Tara had taken a sip of her water before answering. "I wasn't in the Army. I was a Red Cross service worker - ‘Doughnut Dollies,' they called us then. We visited various bases and units, dressed in our little uniforms, wearing lots of perfume and makeup...basically giving Our Boys a-a taste of what they fighting for." The smile on Tara's face faded.

"I got sent to a, they called it a firebase, way out in the field, y'know, s-say hi to the troops and all that. Only we got hit by the VC, our air support got cut off, and we had to run." She almost chuckled then. "Picture me in this Red Cross outfit, looking like an overgrown Campfire Girl, running through the jungle with a bunch of soldiers, with a million guys in black pajamas in hot pursuit."

"After about the fourth or fifth guy in our squad got killed, I got tired of running around in that outfit...s-so I picked one guy who was about my size...took his uniform...h-he wasn't going to need it." Tara took a deep breath to steady herself. "I took his M-16. The other guys taught me how to use that, and a lot of other stuff. I figured it was the least I could do, seeing how all these guys had adopted me and tried to keep me from getting k-killed or..."

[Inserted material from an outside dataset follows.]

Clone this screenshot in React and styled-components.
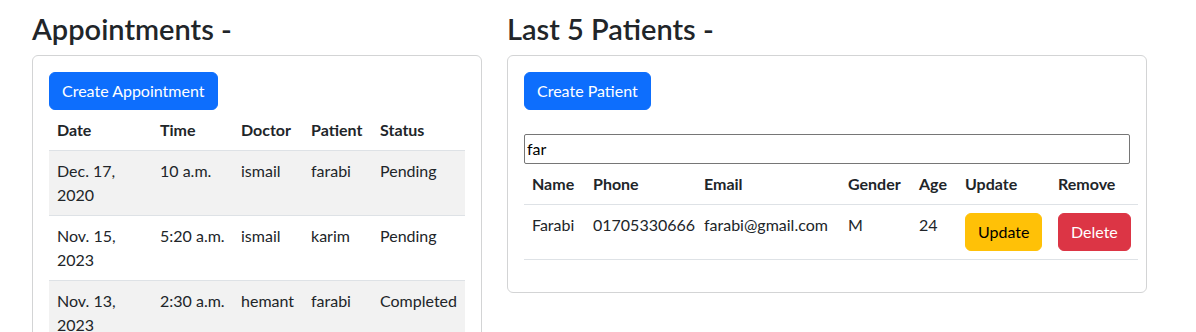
import styled, { createGlobalStyle } from "styled-components"

const GlobalStyle = createGlobalStyle`
  body {
    margin: 0;
    background: #fff;
    color: #212529;
    font-family: "Segoe UI", Lato, "Noto Sans", sans-serif;
    font-size: 16px;
    line-height: 1.5;
  }
  * { box-sizing: border-box; }
`

const appointments = [
  { date: "Dec. 17, 2020", time: "10 a.m.", doctor: "ismail", patient: "farabi", status: "Pending" },
  { date: "Nov. 15, 2023", time: "5:20 a.m.", doctor: "ismail", patient: "karim", status: "Pending" },
  { date: "Nov. 13, 2023", time: "2:30 a.m.", doctor: "hemant", patient: "farabi", status: "Completed" },
]

const patients = [
  { name: "Farabi", phone: "01705330666", email: "farabi@gmail.com", gender: "M", age: 24 },
]

const App = () => {
  return (
    <>
      <GlobalStyle />
      <Page>
        <Column $width={450}>
          <Heading>Appointments -</Heading>
          <Card>
            <Button $variant="primary">Create Appointment</Button>
            <Table $width={416}>
              <colgroup>
                <col width="103" />
                <col width="81" />
                <col width="70" />
                <col width="69" />
                <col width="93" />
              </colgroup>
              <thead>
                <tr>
                  <Th>Date</Th>
                  <Th>Time</Th>
                  <Th>Doctor</Th>
                  <Th>Patient</Th>
                  <Th>Status</Th>
                </tr>
              </thead>
              <tbody>
                {appointments.map((a, i) => (
                  <Row key={i} $striped={i % 2 === 0}>
                    <Td>{a.date}</Td>
                    <Td>{a.time}</Td>
                    <Td>{a.doctor}</Td>
                    <Td>{a.patient}</Td>
                    <Td>{a.status}</Td>
                  </Row>
                ))}
              </tbody>
            </Table>
          </Card>
        </Column>

        <Column $width={640}>
          <Heading>Last 5 Patients -</Heading>
          <Card>
            <Button $variant="primary">Create Patient</Button>
            <Search defaultValue="far" />
            <Table $width={614}>
              <colgroup>
                <col width="61" />
                <col width="111" />
                <col width="144" />
                <col width="71" />
                <col width="46" />
                <col width="93" />
                <col width="88" />
              </colgroup>
              <thead>
                <tr>
                  <Th>Name</Th>
                  <Th>Phone</Th>
                  <Th>Email</Th>
                  <Th>Gender</Th>
                  <Th>Age</Th>
                  <Th>Update</Th>
                  <Th>Remove</Th>
                </tr>
              </thead>
              <tbody>
                {patients.map((p, i) => (
                  <Row key={i}>
                    <Td>{p.name}</Td>
                    <Td>{p.phone}</Td>
                    <Td>{p.email}</Td>
                    <Td>{p.gender}</Td>
                    <Td>{p.age}</Td>
                    <Td><Button $variant="warning">Update</Button></Td>
                    <Td><Button $variant="danger">Delete</Button></Td>
                  </Row>
                ))}
              </tbody>
            </Table>
          </Card>
        </Column>
      </Page>
    </>
  )
}

const variants = {
  primary: { bg: "#0d6efd", fg: "#fff" },
  warning: { bg: "#ffc107", fg: "#000" },
  danger: { bg: "#dc3545", fg: "#fff" },
}

const Page = styled.div`
display: flex;
align-items: flex-start;
gap: 25px;
padding: 12px 0 0 32px;
`

const Column = styled.div`
width: ${props => props.$width}px;
flex: none;
`

const Heading = styled.h3`
margin: 0 0 8px;
font-size: 29px;
font-weight: 600;
line-height: 1.2;
`

const Card = styled.div`
border: 1px solid #d3d4d5;
border-radius: 6px;
padding: 16px;
background: #fff;
`

const Button = styled.button`
display: block;
height: 38px;
padding: 6px 12px;
border: 1px solid ${props => variants[props.$variant].bg};
border-radius: 6px;
background: ${props => variants[props.$variant].bg};
color: ${props => variants[props.$variant].fg};
font: inherit;
line-height: 24px;
cursor: pointer;
`

const Search = styled.input`
display: block;
width: 100%;
height: 30px;
margin-top: 24px;
padding: 1px 2px;
border: 1px solid #767676;
border-radius: 2px;
font: inherit;
color: #000;
outline: none;
`

const Table = styled.table`
width: ${props => props.$width}px;
table-layout: fixed;
border-collapse: collapse;
margin-bottom: 16px;
`

const Th = styled.th`
padding: 8px;
text-align: left;
font-weight: 700;
border-bottom: 1px solid #dee2e6;
`

const Row = styled.tr`
background: ${props => props.$striped ? "#f2f2f2" : "transparent"};
`

const Td = styled.td`
padding: 8px;
vertical-align: top;
border-bottom: 1px solid #dee2e6;
`

export default App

"About eight months later, me and two other guys, out of twenty squad members, made it back to American territory."

Stunned expressions abounded around the table; even the perpetually stoic Faith gave Tara a sympathetic look, and if anyone noticed Cordelia wiping at the corner of one eye, no one said.

Willow's was both the most admiring and the most appraising aspect. "So you were actually out there, for eight months...killing people..."

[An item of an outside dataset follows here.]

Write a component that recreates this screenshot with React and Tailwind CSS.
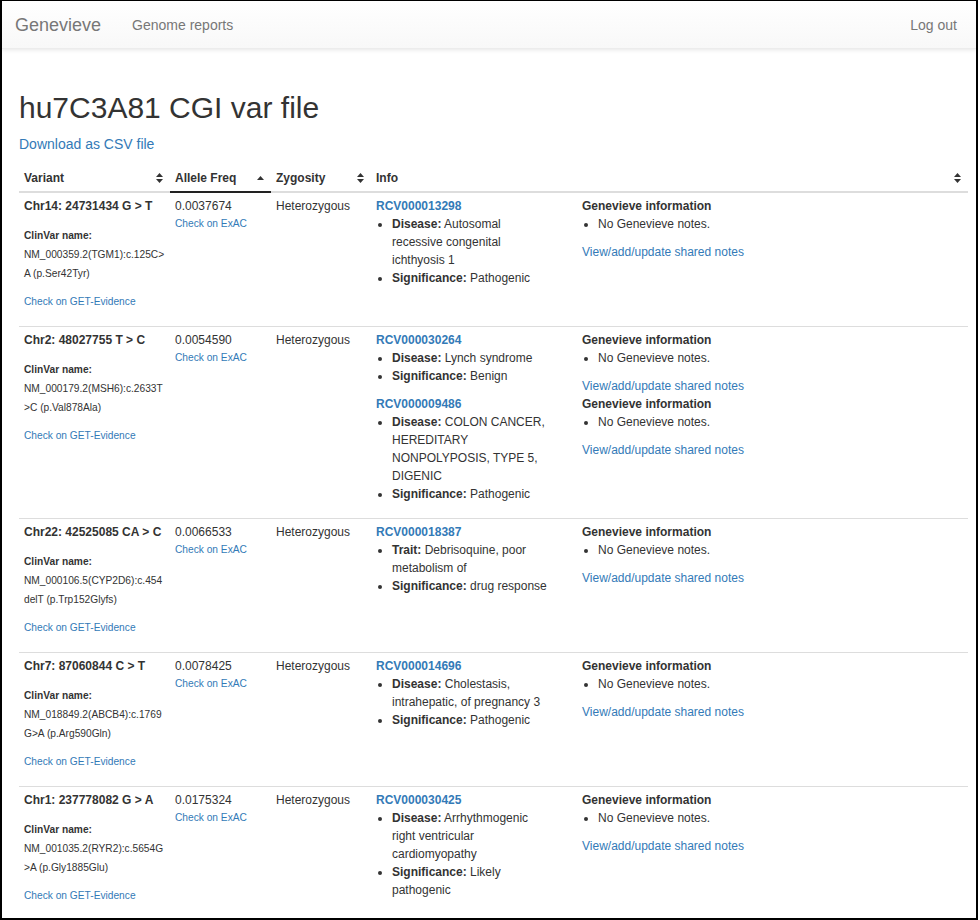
import React from "react";

const variants = [
  {
    pos: "Chr14: 24731434 G > T",
    clinvar: "NM_000359.2(TGM1):c.125C>A (p.Ser42Tyr)",
    freq: "0.0037674",
    zyg: "Heterozygous",
    records: [
      { rcv: "RCV000013298", label: "Disease", name: "Autosomal recessive congenital ichthyosis 1", sig: "Pathogenic" },
    ],
  },
  {
    pos: "Chr2: 48027755 T > C",
    clinvar: "NM_000179.2(MSH6):c.2633T>C (p.Val878Ala)",
    freq: "0.0054590",
    zyg: "Heterozygous",
    records: [
      { rcv: "RCV000030264", label: "Disease", name: "Lynch syndrome", sig: "Benign" },
      { rcv: "RCV000009486", label: "Disease", name: "COLON CANCER, HEREDITARY NONPOLYPOSIS, TYPE 5, DIGENIC", sig: "Pathogenic" },
    ],
  },
  {
    pos: "Chr22: 42525085 CA > C",
    clinvar: "NM_000106.5(CYP2D6):c.454delT (p.Trp152Glyfs)",
    freq: "0.0066533",
    zyg: "Heterozygous",
    records: [
      { rcv: "RCV000018387", label: "Trait", name: "Debrisoquine, poor metabolism of", sig: "drug response" },
    ],
  },
  {
    pos: "Chr7: 87060844 C > T",
    clinvar: "NM_018849.2(ABCB4):c.1769G>A (p.Arg590Gln)",
    freq: "0.0078425",
    zyg: "Heterozygous",
    records: [
      { rcv: "RCV000014696", label: "Disease", name: "Cholestasis, intrahepatic, of pregnancy 3", sig: "Pathogenic" },
    ],
  },
  {
    pos: "Chr1: 237778082 G > A",
    clinvar: "NM_001035.2(RYR2):c.5654G>A (p.Gly1885Glu)",
    freq: "0.0175324",
    zyg: "Heterozygous",
    records: [
      { rcv: "RCV000030425", label: "Disease", name: "Arrhythmogenic right ventricular cardiomyopathy", sig: "Likely pathogenic" },
    ],
  },
];

function SortBoth() {
  return (
    <svg width="7" height="10" viewBox="0 0 7 10" className="shrink-0">
      <path d="M0 4 L3.5 0 L7 4 Z" fill="#333" />
      <path d="M0 6 L3.5 10 L7 6 Z" fill="#333" />
    </svg>
  );
}

function SortUp() {
  return (
    <svg width="7" height="4" viewBox="0 0 7 4" className="shrink-0">
      <path d="M0 4 L3.5 0 L7 4 Z" fill="#333" />
    </svg>
  );
}

function Record({ r }) {
  return (
    <div className="flex">
      <div className="w-[206px] shrink-0 pr-[31px]">
        <a className="block font-bold text-[#337ab7]">{r.rcv}</a>
        <ul className="list-disc pl-[16px] mb-[10px]">
          <li>
            <b>{r.label}:</b> {r.name}
          </li>
          <li>
            <b>Significance:</b> {r.sig}
          </li>
        </ul>
      </div>
      <div className="flex-1">
        <div className="font-bold">Genevieve information</div>
        <ul className="list-disc pl-[16px] mb-[10px]">
          <li>No Genevieve notes.</li>
        </ul>
        <a className="block text-[#337ab7]">View/add/update shared notes</a>
      </div>
    </div>
  );
}

export default function App() {
  return (
    <div className="w-[978px] h-[920px] overflow-hidden bg-white border-l-2 border-r-2 border-t border-b-2 border-black font-['Liberation_Sans',Arial,sans-serif] text-[#333]">
      {/* navbar */}
      <nav className="h-[48px] flex items-center justify-between pl-[13px] pr-[19px] bg-linear-to-b from-white to-[#f8f8f8] shadow-[0_1px_4px_rgba(0,0,0,0.1)] border-b border-[#ececec]">
        <div className="flex items-center">
          <span className="text-[18px] leading-[20px] text-[#777]">Genevieve</span>
          <span className="ml-[31px] text-[14px] leading-[20px] text-[#777]">Genome reports</span>
        </div>
        <span className="text-[14px] leading-[20px] text-[#777]">Log out</span>
      </nav>

      <main className="pl-[17px] pr-[9px]">
        <h1 className="mt-[42px] text-[30px] leading-[33px] font-normal">hu7C3A81 CGI var file</h1>
        <a className="block mt-[10px] text-[14px] leading-[20px] text-[#337ab7]">Download as CSV file</a>

        <table className="mt-[11px] w-[949px] table-fixed border-collapse text-[12px] leading-[18px]">
          <colgroup>
            <col className="w-[151px]" />
            <col className="w-[101px]" />
            <col className="w-[100px]" />
            <col />
          </colgroup>
          <thead>
            <tr>
              <th className="pt-[4px] pb-[4px] px-[5px] text-left font-bold border-b-2 border-[#ddd]">
                <div className="flex items-center justify-between pr-[2px]">
                  <span>Variant</span>
                  <SortBoth />
                </div>
              </th>
              <th className="pt-[4px] pb-[4px] px-[5px] text-left font-bold border-b-2 border-[#222]">
                <div className="flex items-center justify-between pr-[2px]">
                  <span>Allele Freq</span>
                  <SortUp />
                </div>
              </th>
              <th className="pt-[4px] pb-[4px] px-[5px] text-left font-bold border-b-2 border-[#ddd]">
                <div className="flex items-center justify-between pr-[2px]">
                  <span>Zygosity</span>
                  <SortBoth />
                </div>
              </th>
              <th className="pt-[4px] pb-[4px] px-[5px] text-left font-bold border-b-2 border-[#ddd]">
                <div className="flex items-center justify-between pr-[2px]">
                  <span>Info</span>
                  <SortBoth />
                </div>
              </th>
            </tr>
          </thead>
          <tbody>
            {variants.map((v) => (
              <tr key={v.pos} className="align-top border-b border-[#ddd]">
                <td className="pt-[4px] pb-[5px] px-[5px]">
                  <div className="font-bold">{v.pos}</div>
                  <div className="mt-[12px] text-[10.2px] font-bold">ClinVar name:</div>
                  <div className="text-[10.2px] leading-[19px] break-all">{v.clinvar}</div>
                  <a className="block mt-[10px] mb-[10px] text-[10.2px] text-[#337ab7]">Check on GET-Evidence</a>
                </td>
                <td className="pt-[4px] pb-[5px] px-[5px]">
                  <div>{v.freq}</div>
                  <a className="block text-[10.2px] text-[#337ab7]">Check on ExAC</a>
                </td>
                <td className="pt-[4px] pb-[5px] px-[5px]">{v.zyg}</td>
                <td className="pt-[4px] pb-[5px] px-[5px]">
                  {v.records.map((r) => (
                    <Record key={r.rcv} r={r} />
                  ))}
                </td>
              </tr>
            ))}
          </tbody>
        </table>
      </main>
    </div>
  );
}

Tara shrugged deprecatingly. "I didn't kill all that many people. Mostly what I did was run and hide."

"You said something to me on the beach," Willow asked, "Something about Thanksgiving; how'd that go again?"

"If you want to get home for Thanksgiving, you gotta figure the guy coming at you is out to get you."

Willow grinned at her, then turned to Xander. "See, that's what it's about: being scared, whistling in the dark, inventing enemies... Let's write a new scene; our screenplay will become relevant again, and my face will be egg-free."

Xander, knowing he was beaten, opted for the path of least resistance. "Fine, you'll get another scene. Won't make a damn bit of difference; the studio's just going to cut ‘em all out anyway, and all you'll have least are a bunch of swell battle scenes...which by the way, they told me look just terrific, the last time I was there."

Riley piped up. "What'd they say about me? No, no, don't tell me..." He gave himself a thumbs-down and a raspberry. Buffy giggled.

"They won't cut my film, Xander," Willow intoned gravely.

"Why the hell not? I mean, what makes you so goddamn special?" Xander replied heatedly.

"Because they know that if they touch my picture...I'll kill them."

"Really?" Tara asked, perhaps the only one at the table who might have dared to ask, especially with that air of skepticism.

Willow gave her the full power of her green eyes. "Yes. And then I'll eat them." The wicked expression on the redhead's face made Tara join in the laughter that rang around the table. "Xander, this film is my child. Supposed you had a daughter and the studio told you she would look better with her arms chopped off?"

Xander wiped his mouth with a napkin, giving the question a second's thought. "Well, being an insecure writer, I'd have to call my agent, and get a second opinion!"